Chernobyl on Page and Screen

By Kristen B.

It’s not exactly a cheerful topic – the most devastating nuclear accident ever to have happened. However, the story of what went wrong is riveting and amazingly complex. More than 30 years ago, on April 26, 1986 at 1:23:58 am, one of the nuclear reactors at the Chernobyl site suffered a massive explosion and containment failure, which led to fallout poisoning in large areas of Ukraine and Belarus. At the time, the Soviet government was more concerned with containing the political and international ramifications than protecting its citizenry. I have to admit that until recently I hadn’t thought much about Chernobyl other than as an unfortunate incident that happened during my teenage years.

A member of the book discussion group that I moderate, Books on Tap, advocated for reading oral histories and books in translation, particularly this one. She argues (and I agree) that it’s a marvelous way to gain insight and perspective from other cultures and points of view. Voices of Chernobyl: The Oral History of a Nuclear Disaster presents the ultimate expression of telling stories “in their own voices.” Svetlana Alexievich, who won the Nobel Prize in Literature, wrote it 10 years after the nuclear accident, and it was more recently translated in 2014. The book presents the written account of her interviews with a wide cross-section of people who lived through the catastrophe and the subsequent years. A surprising number of people returned to their homes or fled to the “open” country as other Soviet Socialist Republics disintegrated into ethnic warfare. They often refer to Chernobyl as “war,” being their only other frame of reference to so many people dying and the subsequent governmental propaganda. Although it can feel a bit repetitive, that sheer recounting from so many different people – teachers, party loyalists, army conscripts, wives, and mothers – drives homes the devastating, ordinary reality of living on top of nuclear fallout.

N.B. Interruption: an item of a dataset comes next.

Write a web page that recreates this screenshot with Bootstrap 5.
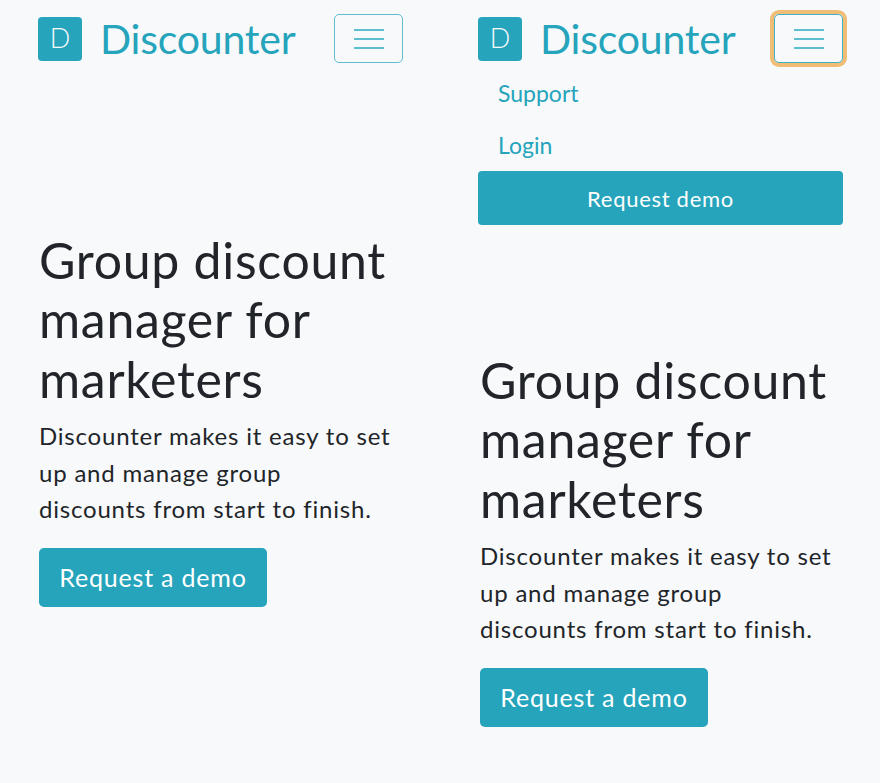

Midnight in Chernobyl by Adam Higginbotham (also an eBook and eAudiobook) offers another side of the story, one rich in politics and science. Where the previous title provides a direct line to individuals, this book takes a much larger overview of the history of Chernobyl – literally starting with the creation of the plant and its company town along a marshy stretch of wilderness. The perfidy of the Soviet institution’s need for results and optics, above any adherence to safety and good practice, was something I had forgotten since the fall of the USSR. The Chernobyl disaster was nonetheless a direct result of the political reality during that time… and in fact contributed to the fall of the communist regime. This book draws on interviews and recently declassified archives to bring the disaster and the people who lived through it to life. Although there’s a short holds list for the book, it’s worth the wait.

HBO aired a five hour, five episode Chernobyl miniseries in 2019 that combined the source material from these two books into an excellent show about what happened during the explosion and in the two years after, available to borrow as DVDs. You can’t turn away from the real-life drama unfolding on the screen, not even knowing the basic outlines of the story. All sources, books and screen, point to the complete cognitive dissonance of dealing with an accident that was largely deemed to be impossible. The show is immensely well-written and well-acted, pulling you in almost despite yourself. Content warning: The middle episode contains some particularly hard scenes of “cleaning up” wildlife and abandoned pets. Here, too, the faces and the voices give a human accounting to an unimaginable tragedy.

The area will not fully return to “safe” for millennia, barring any further contamination. I feel like this was an important moment in time, and only now can we begin to appreciate its history. I also hope it will give us some optimism about human resilience and the ability to solve big problems… because one thing has been made perfectly clear: it could have been so much worse.

Kristen B. is a devoted bookworm lucky enough to work as the graphic designer for HCLS. She likes to read, cook, and take walks in the park.